Sickening cowardace.
NQ,
The Dems have reconsidered and are introducing a bill that’s in line with the bill in the US House which would raise the minimum wage to $10.10an hour over a two/three year period. Still woefully short of the $15.00an hour it ought to be, but much better than the .35cents an hour they originally proposed.
Thanks for replying, I was aware of the info you added and it makes it doubly shameful with the presidency and one US House controlled by the Democrats that leadership isn’t coming from them to make the changes that are needed and we should be demanding?
The socialist doctrine or definition has many variations: http://en.wikipedia.org/wiki/Socialism
According to the above, there may not be much difference between a “democratic socialist” and a “progressive democrat” both espousing a concept of shared wealth similar to the teaching of Christ’s concern and caring for the “poor man” and/or “the least among us.”
As for conservatives, I see some with an irreconcilable difference in the practice of their faith, sustained by a false conscience and idolatry of an accumulation of wealth and power. A good example may be the voting records of my representatives, Duffy and Johnson; I have known atheists with more humanity than these two ideologues.

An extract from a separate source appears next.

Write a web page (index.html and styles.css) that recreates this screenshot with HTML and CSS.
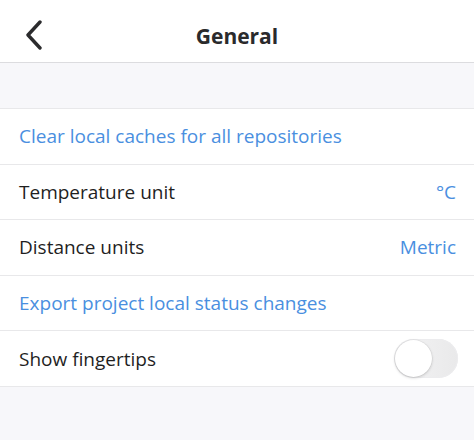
FILE: index.html
```html
<!DOCTYPE html>
<html>
<head>
<meta charset="utf-8">
<link rel="stylesheet" href="styles.css">
</head>
<body>
<div class="screen">
  <header class="navbar">
    <button class="back" aria-label="Back">
      <svg width="18" height="30" viewBox="0 0 18 30"><path d="M15 2 L3 15 L15 28" fill="none" stroke="#2b2b2d" stroke-width="3.4" stroke-linecap="round" stroke-linejoin="round"/></svg>
    </button>
    <h1 class="title">General</h1>
  </header>
  <div class="spacer"></div>
  <ul class="list">
    <li class="row"><span class="label link">Clear local caches for all repositories</span></li>
    <li class="row"><span class="label">Temperature unit</span><span class="value">°C</span></li>
    <li class="row"><span class="label">Distance units</span><span class="value">Metric</span></li>
    <li class="row"><span class="label link">Export project local status changes</span></li>
    <li class="row"><span class="label">Show fingertips</span><span class="toggle"><span class="knob"></span></span></li>
  </ul>
  <div class="footer"></div>
</div>
</body>
</html>
```

FILE: styles.css
```css
* { box-sizing: border-box; }
html, body { margin: 0; padding: 0; }
body {
  font-family: "Open Sans", "Noto Sans", sans-serif;
  background: #f7f7fa;
  width: 474px;
  height: 440px;
  overflow: hidden;
}
.screen { display: flex; flex-direction: column; height: 440px; }
.navbar {
  height: 63px;
  background: #fff;
  border-bottom: 1px solid #dcdcdf;
  display: flex;
  align-items: center;
  justify-content: center;
  position: relative;
  padding-top: 9px;
}
.back {
  position: absolute;
  left: 25px;
  top: 20px;
  border: 0;
  background: none;
  padding: 0;
  display: flex;
}
.title {
  margin: 0;
  font-size: 21px;
  font-weight: 700;
  color: #2a2a2c;
}
.spacer { height: 45px; background: #f7f7fa; }
.list {
  list-style: none;
  margin: 0;
  padding: 0;
  background: #fff;
  border-top: 1px solid #e8e8ea;
}
.row {
  height: 55.6px;
  display: flex;
  align-items: center;
  justify-content: space-between;
  padding: 0 16px 0 19px;
  border-bottom: 1px solid #e8e8ea;
  font-size: 19px;
  color: #1f1f1f;
}
.link { color: #4a8fdf; }
.value { color: #4a8fdf; margin-right: 2px; }
.toggle {
  width: 64px;
  height: 39px;
  border-radius: 20px;
  background: linear-gradient(90deg, #f4f4f5, #e9e9ea);
  position: relative;
  box-shadow: inset 0 0 0 1px #ececee;
}
.knob {
  position: absolute;
  left: 1px;
  top: 1px;
  width: 37px;
  height: 37px;
  border-radius: 50%;
  background: #fff;
  box-shadow: 0 1px 3px rgba(0,0,0,0.18), 0 0 0 0.5px rgba(0,0,0,0.06);
}
.footer { flex: 1; background: #f7f7fa; }
```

Continuing with the comments, here we have pathetic Barry’s solution to poverty:
http://www.popularresistance.org/obamas-corporate-plantations/
In case any readers haven’t figured it out yet, Democrats are in a full tag-team partnership with Republicans to provide austerity for us and socialized profits for the corporations. In keeping with the socialist candidate featured, LOOK people at the Democrats and tell me if you are happy with the neoliberal corporatists that the party leadership has become.
Time to call the representatives you voted for and tell them whether or not they still represent your values. If you voted and have not voiced your further concern, you have no credibility in going after Walker or any of the State Republicans.
Democrats attack the unemployed and the poor.